Joseph Brant, American tribal leader (b. 1742)
Thayendanegea or Joseph Brant (March 1743 – November 24, 1807) was a Mohawk military and political leader, based in present-day New York, who was closely associated with Great Britain during and after the American Revolution. Perhaps the Native American of his generation best known to the Americans and British, he met many of the most significant Anglo-American people of the age, including both George Washington and King George III.
While not born into a hereditary leadership role within the Iroquois League, Brant rose to prominence due to his education, abilities, and connections to British officials. His sister, Molly Brant, was the wife of Sir William Johnson, the influential British Superintendent of Indian Affairs in the province of New York. During the American Revolutionary War, Brant led Mohawk and colonial Loyalists known as "Brant's Volunteers" against the rebels in a bitter partisan war on the New York frontier. He was accused by the Americans of committing atrocities and given the name "Monster Brant", but the accusations were argued by later historians to have been false.

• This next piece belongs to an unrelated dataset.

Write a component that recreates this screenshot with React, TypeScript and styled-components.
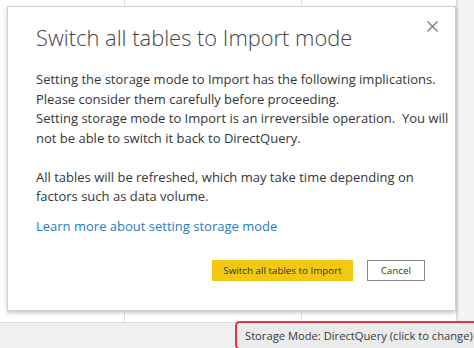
import React from 'react'
import styled, { createGlobalStyle } from 'styled-components'

const GlobalStyle = createGlobalStyle`
  html, body {
    margin: 0;
    padding: 0;
    background: #ffffff;
  }
  * {
    box-sizing: border-box;
  }
`

const Screen = styled.div`
  position: relative;
  width: 474px;
  height: 348px;
  overflow: hidden;
  display: flex;
  flex-direction: column;
  font-family: 'Segoe UI', 'Open Sans', 'Noto Sans', sans-serif;
  background: #ffffff;
`

const Workspace = styled.div`
  flex: 1;
  display: flex;
  border-bottom: 1px solid #dcdcdc;
`

const Column = styled.div<{ width: number }>`
  width: ${({ width }) => width}px;
  flex: 0 0 auto;
  background: #ffffff;
  border-right: 1px solid #e2e2e2;
`

const SideStrip = styled.div`
  flex: 1;
  background: #f3f3f3;
  border-left: 1px solid #d8d8d8;
`

const StatusBar = styled.div`
  height: 25px;
  flex: 0 0 auto;
  display: flex;
  justify-content: flex-end;
  background: #f0f0f0;
`

const StatusPill = styled.div`
  width: 239px;
  margin-top: -2px;
  height: 29px;
  border: 2px solid #e3363e;
  border-right: none;
  border-radius: 5px 0 0 5px;
  background: #ebebeb;
  padding: 5px 0 0 8px;
  font-size: 11.2px;
  color: #3a3a3a;
  white-space: nowrap;
  overflow: hidden;
`

const Dialog = styled.div`
  position: absolute;
  left: 7px;
  top: 6px;
  width: 449px;
  height: 305px;
  background: #ffffff;
  border: 1px solid #cfcfcf;
  box-shadow: 0 2px 4px rgba(0, 0, 0, 0.22);
  padding: 15px 30px 29px 28px;
  display: flex;
  flex-direction: column;
`

const CloseButton = styled.button`
  position: absolute;
  top: 8px;
  right: 12px;
  width: 22px;
  height: 22px;
  border: none;
  background: transparent;
  padding: 0;
  display: flex;
  align-items: center;
  justify-content: center;
`

const Title = styled.h1`
  margin: 0;
  font-size: 21.9px;
  line-height: 32px;
  font-weight: 300;
  color: #444444;
  white-space: nowrap;
`

const Body = styled.div`
  margin-top: 16px;
  font-size: 13px;
  line-height: 19.5px;
  color: #363636;
  white-space: nowrap;
`

const Paragraph = styled.p`
  margin: 0 0 19.5px 0;
  &:last-child {
    margin-bottom: 0;
  }
`

const LearnLink = styled.a`
  align-self: flex-start;
  margin-top: 10px;
  font-size: 13px;
  line-height: 19.5px;
  color: #2a7bc4;
  text-decoration: none;
`

const Actions = styled.div`
  margin-top: auto;
  display: flex;
  justify-content: flex-end;
  gap: 14px;
`

const Button = styled.button<{ primary?: boolean }>`
  height: 21px;
  padding: 0 ${({ primary }) => (primary ? '10px' : '13px')};
  font-family: inherit;
  font-size: 9.8px;
  color: #333333;
  background: ${({ primary }) => (primary ? '#f2c811' : '#ffffff')};
  border: 1px solid ${({ primary }) => (primary ? '#f2c811' : '#8a8a8a')};
  border-radius: 0;
  cursor: pointer;
`

export default function App() {
  return (
    <Screen>
      <GlobalStyle />
      <Workspace>
        <Column width={125} />
        <Column width={177} />
        <Column width={155} />
        <SideStrip />
      </Workspace>
      <StatusBar>
        <StatusPill>Storage Mode: DirectQuery (click to change)</StatusPill>
      </StatusBar>

      <Dialog>
        <CloseButton aria-label="Close">
          <svg width="11" height="11" viewBox="0 0 11 11">
            <path d="M0.5 0.5L10.5 10.5M10.5 0.5L0.5 10.5" stroke="#707070" strokeWidth="1.1" />
          </svg>
        </CloseButton>
        <Title>Switch all tables to Import mode</Title>
        <Body>
          <Paragraph>
            Setting the storage mode to Import has the following implications.
            <br />
            Please consider them carefully before proceeding.
            <br />
            Setting storage mode to Import is an irreversible operation.&nbsp; You will
            <br />
            not be able to switch it back to DirectQuery.
          </Paragraph>
          <Paragraph>
            All tables will be refreshed, which may take time depending on
            <br />
            factors such as data volume.
          </Paragraph>
        </Body>
        <LearnLink href="#">Learn more about setting storage mode</LearnLink>
        <Actions>
          <Button primary>Switch all tables to Import</Button>
          <Button>Cancel</Button>
        </Actions>
      </Dialog>
    </Screen>
  )
}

In 1784, Frederick Haldimand granted Joseph Brant and his followers a land treaty to replace what they had lost in New York State at the Sandusky Council after the Revolution. This tract, the Haldimand Grant, was about 810,000 hectares (2,000,000 acres) in size, 12 miles (19.2 kilometers) wide along the whole trace of the Ouse or Grand River in what is now southwestern Ontario. Chief Brant relocated with most of his people to Upper Canada to the area which is now Six Nations Reserve, where he remained a prominent leader.